Following Carly's death, her mother founded the Carly Ryan Foundation, devoted to promoting internet safety and supporting victims. The passage of this legislation is a testament to Sonya Ryan's relentless efforts to protect children from online predators. She has taken her unimaginable grief head on, risen above her suffering and turned the greatest tragedy possible—the murder of her child—into a relentless crusade. Sonya has dedicated her life to driving the cause of cyber safety through the Carly Ryan Foundation. Her selfless and tireless push for internet safety earned her the honour of being named South Australia's Australian of the Year in 2013.

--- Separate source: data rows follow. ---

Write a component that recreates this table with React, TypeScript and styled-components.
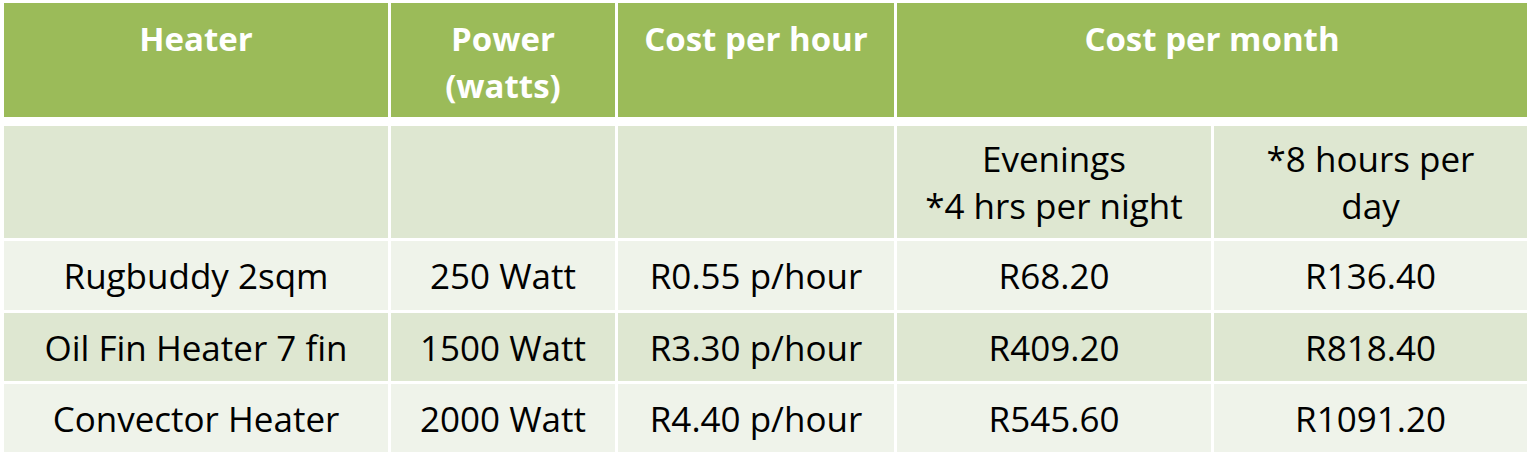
import styled, { createGlobalStyle } from "styled-components";

const GlobalStyle = createGlobalStyle`
  html, body {
    margin: 0;
    padding: 0;
    background: #ffffff;
  }
`

const Page = styled.div`
  padding: 3px 0 0 4px;
  font-family: "Open Sans", "Liberation Sans", sans-serif;
`

const Grid = styled.div`
  display: grid;
  grid-template-columns: 384px 224px 276px 314px 313px;
  grid-template-rows: 120px 112px 69px 68px 68px;
  column-gap: 3px;
  row-gap: 3px;
`

const HeadCell = styled.div<{ $span?: number }>`
  grid-column: span ${p => p.$span ?? 1};
  margin-bottom: 6px;
  background: #9bbb59;
  color: #ffffff;
  font-weight: 700;
  font-size: 33px;
  line-height: 47px;
  text-align: center;
  padding-top: 12px;
`

const Cell = styled.div<{ $tone: "dark" | "light" }>`
  display: flex;
  align-items: center;
  justify-content: center;
  background: ${p => (p.$tone === "dark" ? "#dee7d1" : "#eff3ea")};
  color: #000000;
  font-size: 35px;
  line-height: 47px;
  text-align: center;
`

const rows = [
  ["Rugbuddy 2sqm", "250 Watt", "R0.55 p/hour", "R68.20", "R136.40"],
  ["Oil Fin Heater 7 fin", "1500 Watt", "R3.30 p/hour", "R409.20", "R818.40"],
  ["Convector Heater", "2000 Watt", "R4.40 p/hour", "R545.60", "R1091.20"],
]

export default function App() {
  return (
    <Page>
      <GlobalStyle />
      <Grid>
        <HeadCell>Heater</HeadCell>
        <HeadCell>Power<br />(watts)</HeadCell>
        <HeadCell>Cost per hour</HeadCell>
        <HeadCell $span={2}>Cost per month</HeadCell>

        <Cell $tone="dark" />
        <Cell $tone="dark" />
        <Cell $tone="dark" />
        <Cell $tone="dark">Evenings<br />*4 hrs per night</Cell>
        <Cell $tone="dark">*8 hours per<br />day</Cell>

        {rows.map((row, i) =>
          row.map((text, j) => (
            <Cell key={`${i}-${j}`} $tone={i % 2 === 0 ? "light" : "dark"}>
              {text}
            </Cell>
          ))
        )}
      </Grid>
    </Page>
  )
}
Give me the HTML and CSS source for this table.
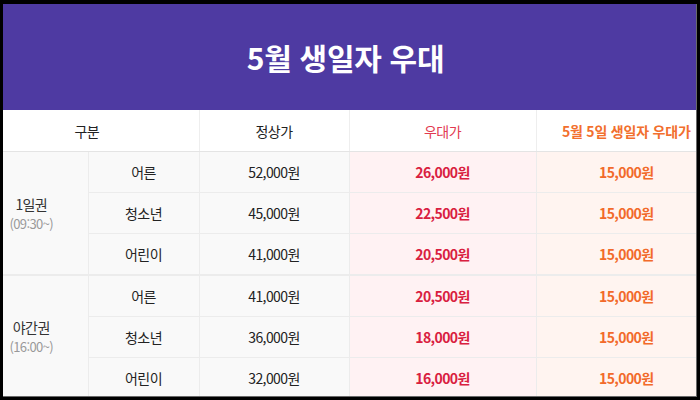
FILE: index.html
```html
<!DOCTYPE html>
<html lang="ko">
<head>
<meta charset="utf-8">
<title>5월 생일자 우대</title>
<link rel="stylesheet" href="styles.css">
</head>
<body>
<div class="frame">
  <div class="sheet">
    <h1 class="title">5월 생일자 우대</h1>
    <table class="price">
      <colgroup>
        <col class="c1"><col class="c2"><col class="c3"><col class="c4"><col class="c5">
      </colgroup>
      <thead>
        <tr>
          <th colspan="2">구분</th>
          <th>정상가</th>
          <th class="h-deal">우대가</th>
          <th class="h-bday">5월 5일 생일자 우대가</th>
        </tr>
      </thead>
      <tbody class="grp">
        <tr>
          <td rowspan="3" class="kind"><span class="kname">1일권</span><span class="ktime">(09:30~)</span></td>
          <td>어른</td><td>52,000원</td><td class="deal">26,000원</td><td class="bday">15,000원</td>
        </tr>
        <tr><td>청소년</td><td>45,000원</td><td class="deal">22,500원</td><td class="bday">15,000원</td></tr>
        <tr class="last"><td>어린이</td><td>41,000원</td><td class="deal">20,500원</td><td class="bday">15,000원</td></tr>
      </tbody>
      <tbody class="grp">
        <tr>
          <td rowspan="3" class="kind"><span class="kname">야간권</span><span class="ktime">(16:00~)</span></td>
          <td>어른</td><td>41,000원</td><td class="deal">20,500원</td><td class="bday">15,000원</td>
        </tr>
        <tr><td>청소년</td><td>36,000원</td><td class="deal">18,000원</td><td class="bday">15,000원</td></tr>
        <tr><td>어린이</td><td>32,000원</td><td class="deal">16,000원</td><td class="bday">15,000원</td></tr>
      </tbody>
    </table>
  </div>
</div>
</body>
</html>
```

FILE: styles.css
```css
html, body {
  margin: 0;
  padding: 0;
  background: #000;
}
body {
  width: 700px;
  height: 400px;
  overflow: hidden;
}
.frame {
  margin: 4px 0 0 3px;
  width: 693px;
  height: 392px;
  overflow: hidden;
  border-right: 1px solid #6a6a6a;
  border-bottom: 1px solid #6a6a6a;
  background: #fff;
}
.sheet {
  width: 741px;
  margin-left: -28px;
  font-family: "Noto Sans CJK KR", "Noto Sans", sans-serif;
}
.title {
  margin: 0;
  height: 106px;
  display: flex;
  align-items: center;
  justify-content: center;
  background: #4e3aa2;
  color: #fff;
  font-size: 30px;
  font-weight: 700;
  letter-spacing: -0.3px;
}
.price {
  width: 741px;
  border-collapse: collapse;
  table-layout: fixed;
  font-size: 14px;
  letter-spacing: -0.6px;
}
.c1 { width: 113px; }
.c2 { width: 111px; }
.c3 { width: 150px; }
.c4 { width: 187px; }
.c5 { width: 180px; }
.price th {
  height: 41px;
  padding: 0;
  font-weight: 400;
  color: #222;
  background: #fff;
  border-bottom: 1px solid #e4e4e4;
  border-left: 1px solid #eeeeee;
}
.price th:first-child { border-left: none; }
.price th.h-deal { color: #e23a50; }
.price th.h-bday {
  color: #f26f2e;
  font-weight: 700;
  letter-spacing: -0.2px;
  white-space: nowrap;
}
.price td {
  height: 40px;
  padding: 0;
  text-align: center;
  color: #222;
  background: #f9f9f9;
  border-bottom: 1px solid #ececec;
  border-left: 1px solid #ececec;
}
.price td.kind {
  border-left: none;
  vertical-align: middle;
}
.price tr.last td,
.price td.kind { border-bottom: 2px solid #ececec; }
.kname {
  display: block;
  line-height: 20px;
  color: #333;
}
.ktime {
  display: block;
  line-height: 19px;
  font-size: 13px;
  color: #999;
}
.price td.deal {
  background: #fff2f3;
  color: #d9203f;
  font-weight: 700;
}
.price td.bday {
  background: #fff4f0;
  color: #f26a2a;
  font-weight: 700;
}
```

Now we have before us this legislation which will further strengthen our weaponry against those who wish to prey upon our children and do them harm. The new law will criminalise acts that plan to cause harm to, procure or engage in sexual activity with a person under the age of 16. The new law allows for the law enforcement agencies to act pre-emptively, most importantly, before the offence is committed. An offence will have been committed if someone uses a carriage service—that is, the internet—to prepare or plan to cause harm, procure or engage in sexual activity with a person under the age of 16. The legislation also implements provisions to protect children from all forms of physical or mental violence, injury or abuse, neglect, negligent treatment, maltreatment or exploitation, including sexual abuse. The bill promotes the rights of children to be protected from physical or mental violence, sexual exploitation and abuse. It deserves the full support of this parliament. The legislation is presented in Carly's memory and in recognition of the bravery of her mother, Sonya, to try and ensure that this tragedy will never happen again. I am proud to stand in this chamber and support the bill.